This was inspired by a similar thread in the Disneyland forum. How would you all rank the dark rides at the Disney World?
Here's my ranking.
Here's my ranking.
- Winnie the Pooh: Gets way too much flack simply because Mr. Toad closed to make room for it. In my opinion, this is how you do a "book report" dark ride RIGHT - retelling the story while also putting you in the middle of the action - and proof that you can make a fun ride regardless of a small budget. It doesn't deserve the amount of hate that it gets.
- Buzz Lightyear: This is another example of how you can make a fun ride even if you don't have much of a budget. Even if it's about ninety-seven percent plywood cutouts, it set the stage for "interactive" dark rides and I don't see why everyone says it doesn't fit in Tomorrowland.
- Peter Pan: Pure Disney magic. Sure, it could use a nice refurbishment, and Captain Hook sounds nothing like Captain Hook, but the ride is charming and the fact that you actually fly through and over the scenery makes it unique from the other dark rides at Disney. My one complaint is that the line is always incredibly long.
- Toy Story Midway Mania: Even if it's pretty much just playing a Wii game while riding around a building in a desk chair, I still find the ride fun.
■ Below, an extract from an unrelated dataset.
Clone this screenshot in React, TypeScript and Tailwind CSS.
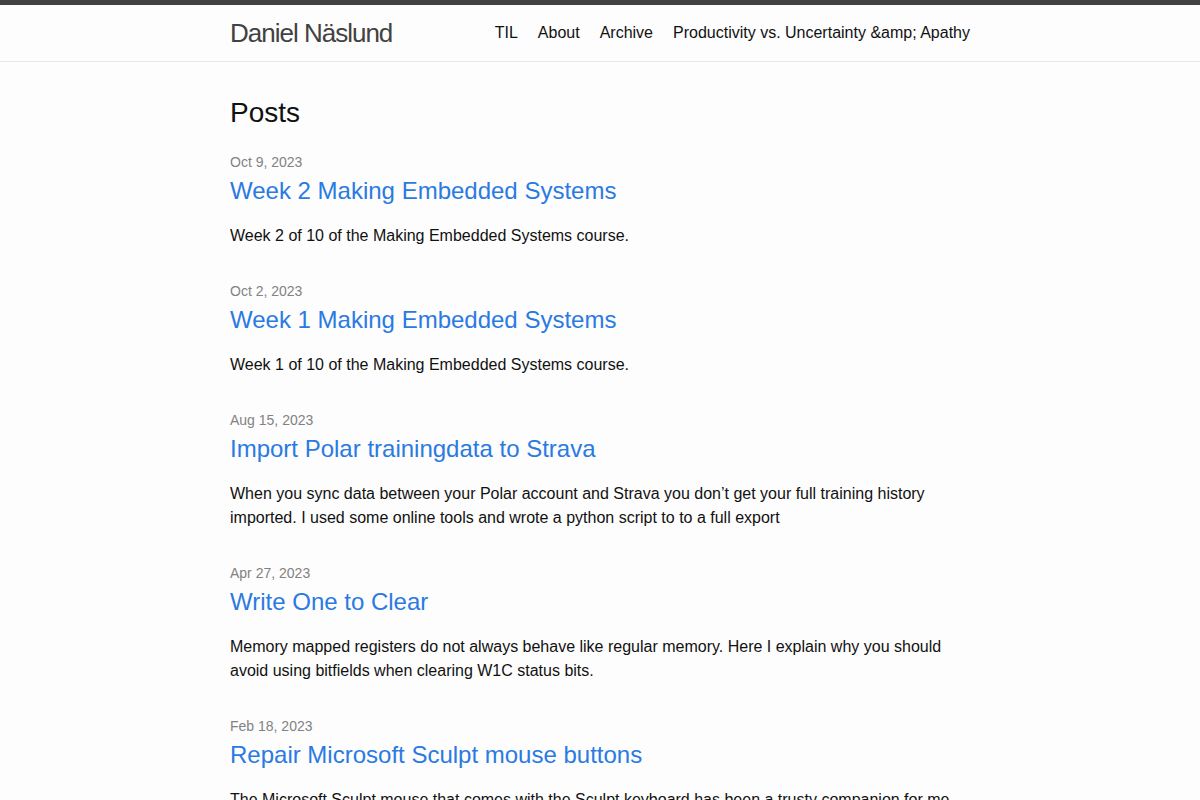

It really sucks that it's spawned so many knockoffs...
- Journey Into Imagination With Figment: Yeah, it's not a GREAT ride, and it's not nearly as good as the original, but it's amusing and has some neat effects and funny gags. It works best if you go in knowing that it's a "parody" of sorts of the second version, with Figment calling out Nigel Channing for his backwards way of thinking.
- The Seas With Nemo and Friends: Not an awful ride, it just lacks something. The screens are integrated pretty well, but the lack of animatronics is pretty obvious (there's the anglerfish, MAYBE Chum... and I think that's it?). And they really couldn't think of anything for a storyline other than "Marlin needs to find Nemo again, and Nemo spends the whole ride hiding from him and giggling"? The song at the end is also kind of strange... it's not a bad song, but it just feels out of place.
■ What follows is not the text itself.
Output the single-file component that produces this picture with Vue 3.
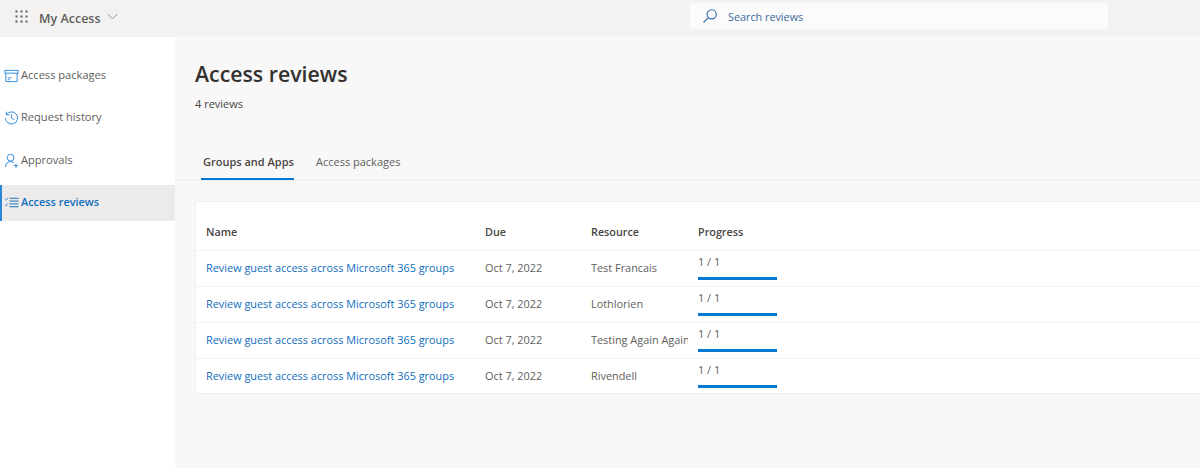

- Little Mermaid: This ride is just so BLAH. I like Scuttle's role as the narrator and Flotsam and Jetsam's appearance before the Ursula scene is a nice touch, but the ride doesn't have any of the same charm that Pooh and Peter Pan have. The Ariel animatronics are kind of creepy-looking (the one in the "Under the Sea" room in particular looks pretty awkward, but I think that's more because of her weirdly bobbing up and down like that... what is she even supposed to be doing? Dancing?). I'm still fully convinced that they blew much of the ride's budget on the animatronics and had to make do with what little they had left for the rest of it - the animatronic sea creatures in the "Under the Sea" room are just as primitive as those in Peter Pan, their clones in the wedding at the end feel really out of place, and the "Giant Ursula" scene just screams "We ran out of money!". In fact, the entire ride just feels so, for lack of a better word, plastic-y. Like it feels more like you're riding through a warehouse full of those character statues they had in the Disney Stores during the 1990s. The new lighting in the "Under the Sea" room did help it, but it's still in my opinion the weakest of Disney World's dark rides.